そして劇中ではアンドレアの親友ベッペ(サロ・ウルツィ)が、リータの事故死説を展開してアンドレアを救おうとします。このベッペとアンドレアは、もしかしたら共に反ムッソリーニ派かパルチザンだったのかもしれない。それなら工員たちを管理する地位にいて不思議はないし、ローマを解放した自負もあったのでは?

というように、映画の背景となった時代やその動きを考えると、いささか分別の足りないバカ男の話ですが、より納得しやすくなります。そもそも、そんなことまてで気を回さなくても、男と女の出逢いをここまで情感豊かに描けば、社会状況なんか知らなくても納得できるでしょう。

イタリアン・ネオリアリズムは、まずロベルト・ロッセリーニの「無防備都市」とデ・シーカの「自転車泥棒」から始まり、そこへルキノ・ヴィスコンティが加わってミラノなど北部の状況も描かれました。デ・シーカは「ふたりの女」で、疎開先での悲劇を描きます。一方、ピエトロ・ジェルミはシチリアへ舞台を移し、「イタリア式離婚狂想曲」では、フェリーニの「甘い生活」に狂喜する庶民を描きました。

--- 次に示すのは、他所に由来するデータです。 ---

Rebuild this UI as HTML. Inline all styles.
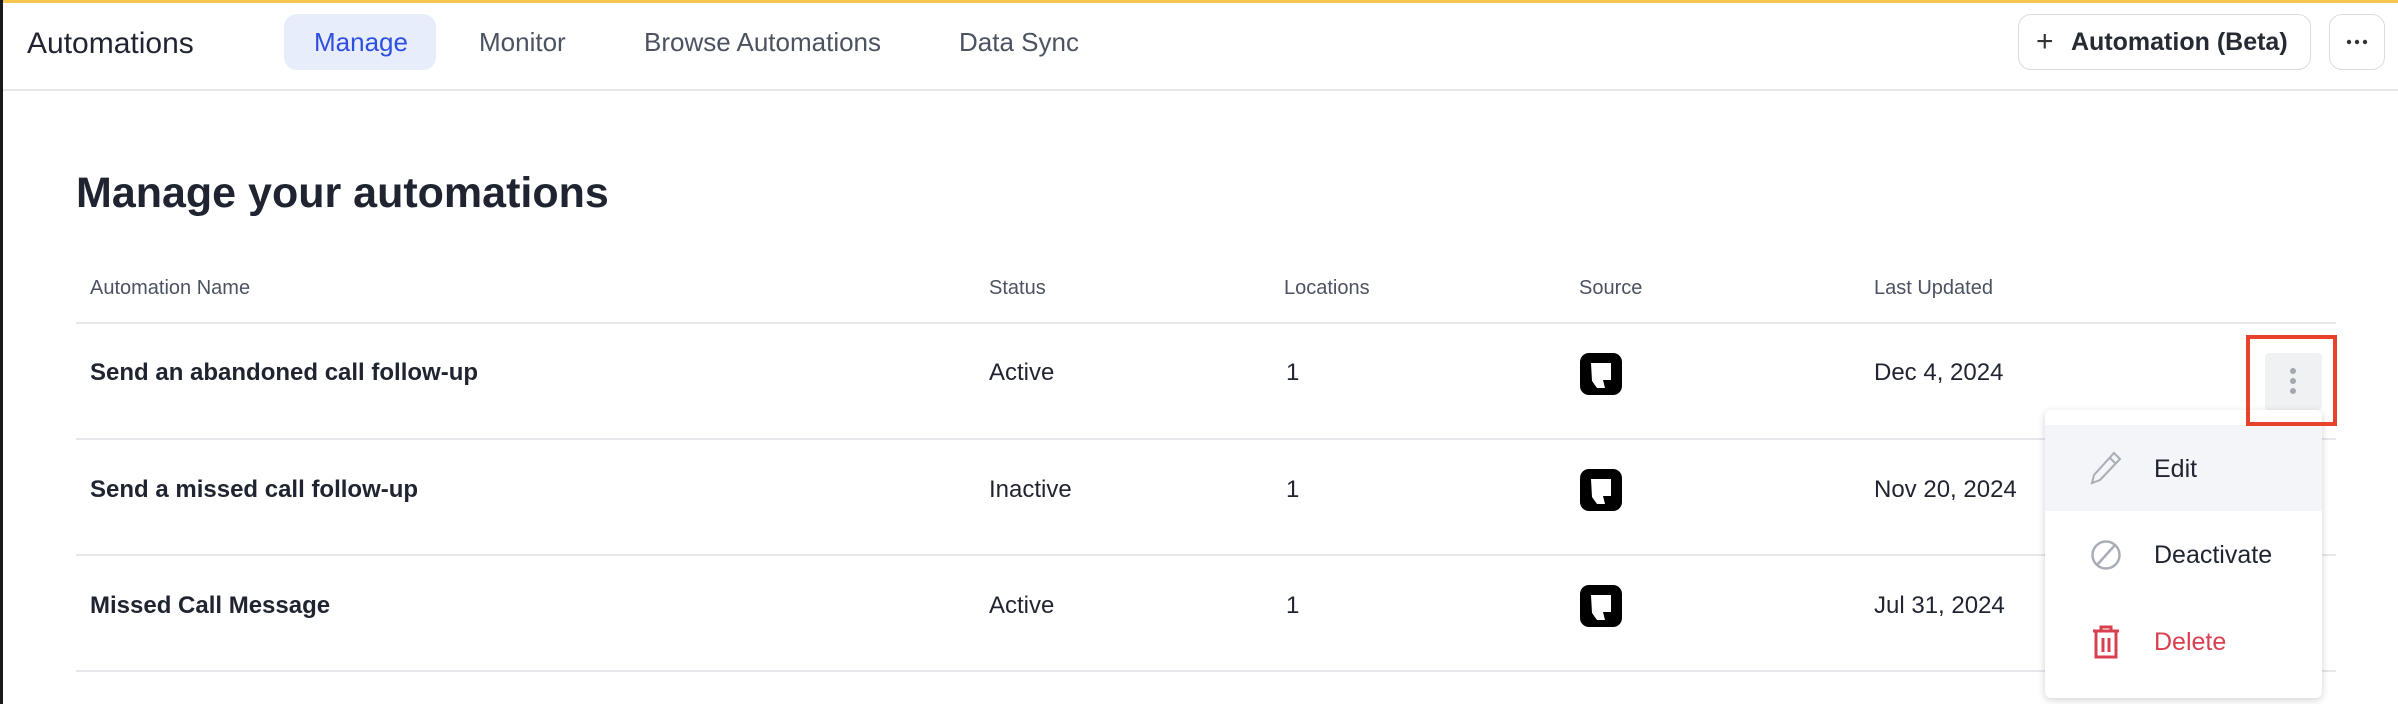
<!DOCTYPE html>
<html><head><meta charset="utf-8"><style>
*{margin:0;padding:0;box-sizing:border-box}
body{width:2398px;height:704px;overflow:hidden;background:#fff;font-family:"Liberation Sans",sans-serif;color:#1f2430;position:relative}
.abs{position:absolute}
.top{left:0;top:0;width:2398px;height:3px;background:#f5c54e}
.lb{left:0;top:0;width:3px;height:704px;background:#1a1a1a}
.navline{left:3px;top:89px;width:2395px;height:2px;background:#e4e6ea}
.nav{font-size:26px;color:#4b5260;top:27px}
.t{white-space:nowrap}
.pill{left:284px;top:14px;width:152px;height:56px;background:#e7edfb;border-radius:13px}
.btn{border:1.5px solid #d9dce1;border-radius:13px;background:#fff}
.th{font-size:20px;color:#4b5260;top:277px}
.row{font-size:24px}
.line{left:76px;width:2260px;height:2px;background:#e5e7eb}
.src{width:42px;height:42px}
.mi{font-size:25px}
</style></head><body>
<div class="abs top"></div><div class="abs lb"></div>
<div class="abs navline"></div>
<div class="abs t" style="left:27px;top:27px;font-size:30px;color:#1f2430">Automations</div>
<div class="abs pill"></div>
<div class="abs t nav" style="left:314px;color:#2f4fe0">Manage</div>
<div class="abs t nav" style="left:479px">Monitor</div>
<div class="abs t nav" style="left:644px">Browse Automations</div>
<div class="abs t nav" style="left:959px">Data Sync</div>
<div class="abs btn" style="left:2018px;top:14px;width:293px;height:56px"></div>
<div class="abs t" style="left:2036px;top:25px;font-size:30px;font-weight:300;color:#333">+</div>
<div class="abs t" style="left:2071px;top:28px;font-size:25px;font-weight:bold;color:#262a33">Automation (Beta)</div>
<div class="abs btn" style="left:2329px;top:14px;width:56px;height:56px"></div>
<svg class="abs" style="left:2345px;top:39px" width="24" height="6"><circle cx="4" cy="3" r="2.2" fill="#333"/><circle cx="12" cy="3" r="2.2" fill="#333"/><circle cx="20" cy="3" r="2.2" fill="#333"/></svg>

<div class="abs t" style="left:76px;top:169px;font-size:43px;font-weight:bold;color:#1f2430">Manage your automations</div>
<div class="abs t th" style="left:90px">Automation Name</div>
<div class="abs t th" style="left:989px">Status</div>
<div class="abs t th" style="left:1284px">Locations</div>
<div class="abs t th" style="left:1579px">Source</div>
<div class="abs t th" style="left:1874px">Last Updated</div>
<div class="abs line" style="top:322px"></div>
<div class="abs line" style="top:438px"></div>
<div class="abs line" style="top:554px"></div>
<div class="abs line" style="top:670px"></div>

<div class="abs t row" style="left:90px;top:359px;font-weight:bold">Send an abandoned call follow-up</div>
<div class="abs t row" style="left:989px;top:359px">Active</div>
<div class="abs t row" style="left:1286px;top:359px">1</div>
<div class="abs t row" style="left:1874px;top:359px">Dec 4, 2024</div>
<div class="abs t row" style="left:90px;top:476px;font-weight:bold">Send a missed call follow-up</div>
<div class="abs t row" style="left:989px;top:476px">Inactive</div>
<div class="abs t row" style="left:1286px;top:476px">1</div>
<div class="abs t row" style="left:1874px;top:476px">Nov 20, 2024</div>
<div class="abs t row" style="left:90px;top:592px;font-weight:bold">Missed Call Message</div>
<div class="abs t row" style="left:989px;top:592px">Active</div>
<div class="abs t row" style="left:1286px;top:592px">1</div>
<div class="abs t row" style="left:1874px;top:592px">Jul 31, 2024</div>

<svg class="abs src" style="left:1580px;top:353px" viewBox="0 0 42 42"><rect width="42" height="42" rx="9" fill="#000"/><path d="M11 10H31V27H23L25 35H17L12 28Z" fill="#fff"/></svg>
<svg class="abs src" style="left:1580px;top:469px" viewBox="0 0 42 42"><rect width="42" height="42" rx="9" fill="#000"/><path d="M11 10H31V27H23L25 35H17L12 28Z" fill="#fff"/></svg>
<svg class="abs src" style="left:1580px;top:585px" viewBox="0 0 42 42"><rect width="42" height="42" rx="9" fill="#000"/><path d="M11 10H31V27H23L25 35H17L12 28Z" fill="#fff"/></svg>

<div class="abs" style="left:2265px;top:353px;width:57px;height:57px;background:#f0f1f3;border-radius:4px"></div>
<svg class="abs" style="left:2285px;top:365px" width="16" height="34"><circle cx="8" cy="6" r="3" fill="#a3a8b0"/><circle cx="8" cy="16" r="3" fill="#a3a8b0"/><circle cx="8" cy="26" r="3" fill="#a3a8b0"/></svg>

<div class="abs" style="left:2045px;top:410px;width:277px;height:288px;background:#fff;border-radius:6px;box-shadow:0 2px 8px rgba(0,0,0,.18)"></div>
<div class="abs" style="left:2045px;top:425px;width:277px;height:86px;background:#f4f5f8"></div>
<div class="abs" style="left:2246px;top:335px;width:91px;height:91px;border:4px solid #e8432a"></div>
<svg class="abs" style="left:2088px;top:450px" width="36" height="36" viewBox="0 0 36 36" fill="none" stroke="#a9adb5" stroke-width="2"><path d="M26 3L32 9L12 30L4 33L6 25Z M22 8L28 14"/></svg>
<div class="abs t mi" style="left:2154px;top:455px">Edit</div>
<svg class="abs" style="left:2089px;top:538px" width="34" height="34" viewBox="0 0 34 34" fill="none" stroke="#a9adb5" stroke-width="2.5"><circle cx="17" cy="17" r="13.5"/><path d="M26 7L8 27"/></svg>
<div class="abs t mi" style="left:2154px;top:541px">Deactivate</div>
<svg class="abs" style="left:2090px;top:624px" width="32" height="36" viewBox="0 0 32 36" fill="none" stroke="#d9404f" stroke-width="3"><path d="M3 7H29M11 7V3H21V7M6 8V33H26V8M13 14V28M19 14V28"/></svg>
<div class="abs t mi" style="left:2154px;top:628px;color:#d9404f">Delete</div>
</body></html>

1960年代後半になると、イタリア映画はマカロニ西部劇で稼ぎ始めます。その前は、ハリウッドの若手や二流どこを迎えての歴史劇(女性の衣装が薄く、僕のような中学生はこぞって見に行きました)で稼ぎます。キスシーンをカットするという教会の圧力は、ほとんど例外だったと僕は考えます。

そういえば「誘惑されて棄てられて」は、姉の婚約者が妹に手を出す話でした。「越境者」(1950)、「街は自衛する」(1951)とはずいぶんテーマが違いますね。ジェルミは後年、艶笑コメディーで手腕を振るうのでした。彼は60歳で亡くなっていますが、もっと映画を作れたでしょうにね。経歴としては1939年に俳優としてデビューしているので、俳優から監督に転じたということでしょう。監督主演は「鉄道員」(1956)からか。

とりあえず、ドラマを成立させることがピエトロ・ジェルミの主眼で、ロッセリーニやデ・シーカのような社会問題告発は二の次のように思えます。それが“正しい監督の姿”なのですよ。既成政党の手先になって満足していたら、“前衛”の退廃と共に消滅してしまう運命なのです。

なお「わらの男」のドイツでの題名は「…uns draussen lauert die sunde」(ドイツ語だとssは ß となります。そしてsundeのuはウムラウト)で、“太陽は隠れている”という意味らしい。ドイツでは不倫のことをこう呼ぶのでしょうか?
写真2はアンドレアと妻(ルイザ・デラ・ノーチェ)、写真3がフランカ・ベットーヤ。